— Begin Records for this task —

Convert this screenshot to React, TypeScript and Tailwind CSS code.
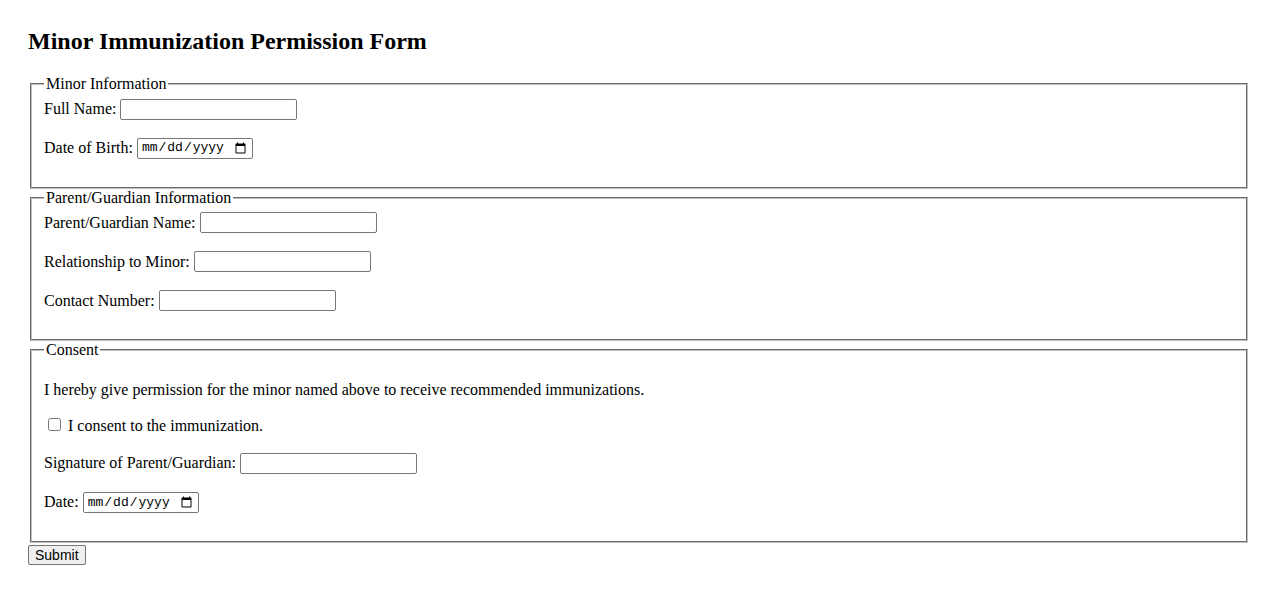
import React from "react";

const textInput =
  "h-[21px] w-[177px] rounded-[2px] border border-[#767676] bg-white px-[2px] font-['Liberation_Sans',sans-serif] text-[13.33px] text-black outline-none";
const dateInput =
  "h-[21px] w-[116px] rounded-[2px] border border-[#767676] bg-white px-[3px] font-['Liberation_Mono',monospace] text-[13px] text-black outline-none";
const fieldsetCls =
  "mx-[2px] border-2 [border-style:groove] border-[#c0c0c0] px-[12px] pt-[5.6px] pb-[10px]";

function Row({ label, children }: { label: string; children: React.ReactNode }) {
  return (
    <div className="mb-[18px] flex h-[21px] items-center gap-[4px]">
      <label className="leading-[18px] whitespace-nowrap">{label}</label>
      {children}
    </div>
  );
}

export default function App() {
  return (
    <div className="min-h-screen bg-white px-[28px] pt-[28px] font-['Liberation_Serif',serif] text-[16px] text-black">
      <h2 className="mb-[20px] text-[24px] leading-[27px] font-bold">Minor Immunization Permission Form</h2>

      <form onSubmit={(e) => e.preventDefault()}>
        <fieldset className={fieldsetCls}>
          <legend className="px-[2px] leading-[18px]">Minor Information</legend>
          <Row label="Full Name:">
            <input type="text" className={textInput} />
          </Row>
          <Row label="Date of Birth:">
            <input type="date" className={dateInput} />
          </Row>
        </fieldset>

        <fieldset className={fieldsetCls}>
          <legend className="px-[2px] leading-[18px]">Parent/Guardian Information</legend>
          <Row label="Parent/Guardian Name:">
            <input type="text" className={textInput} />
          </Row>
          <Row label="Relationship to Minor:">
            <input type="text" className={textInput} />
          </Row>
          <Row label="Contact Number:">
            <input type="tel" className={textInput} />
          </Row>
        </fieldset>

        <fieldset className={fieldsetCls}>
          <legend className="px-[2px] leading-[18px]">Consent</legend>
          <p className="my-[16px] leading-[18px]">
            I hereby give permission for the minor named above to receive recommended immunizations.
          </p>
          <div className="mb-[18px] flex h-[20px] items-center">
            <input type="checkbox" id="consent" className="m-[3px_3px_3px_4px] h-[13px] w-[13px]" />
            <label htmlFor="consent" className="mt-[2px] ml-[4px] leading-[18px]">
              I consent to the immunization.
            </label>
          </div>
          <Row label="Signature of Parent/Guardian:">
            <input type="text" className={textInput} />
          </Row>
          <Row label="Date:">
            <input type="date" className={dateInput} />
          </Row>
        </fieldset>

        <button
          type="submit"
          className="mt-[1px] h-[20px] rounded-[2px] border border-[#767676] bg-[#efefef] px-[6px] font-['Liberation_Sans',sans-serif] text-[14px] leading-[16px] text-black"
        >
          Submit
        </button>
      </form>
    </div>
  );
}
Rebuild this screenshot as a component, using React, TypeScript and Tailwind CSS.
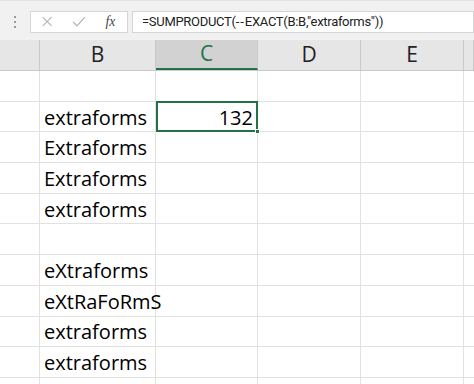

— End Records for this task —

Problem description: Pictures do not belong in the copy. Repeat only the lines from the top of the records through the line containing "import React from".

Expected answer:
Convert this screenshot to React, TypeScript and Tailwind CSS code.
import React from "react";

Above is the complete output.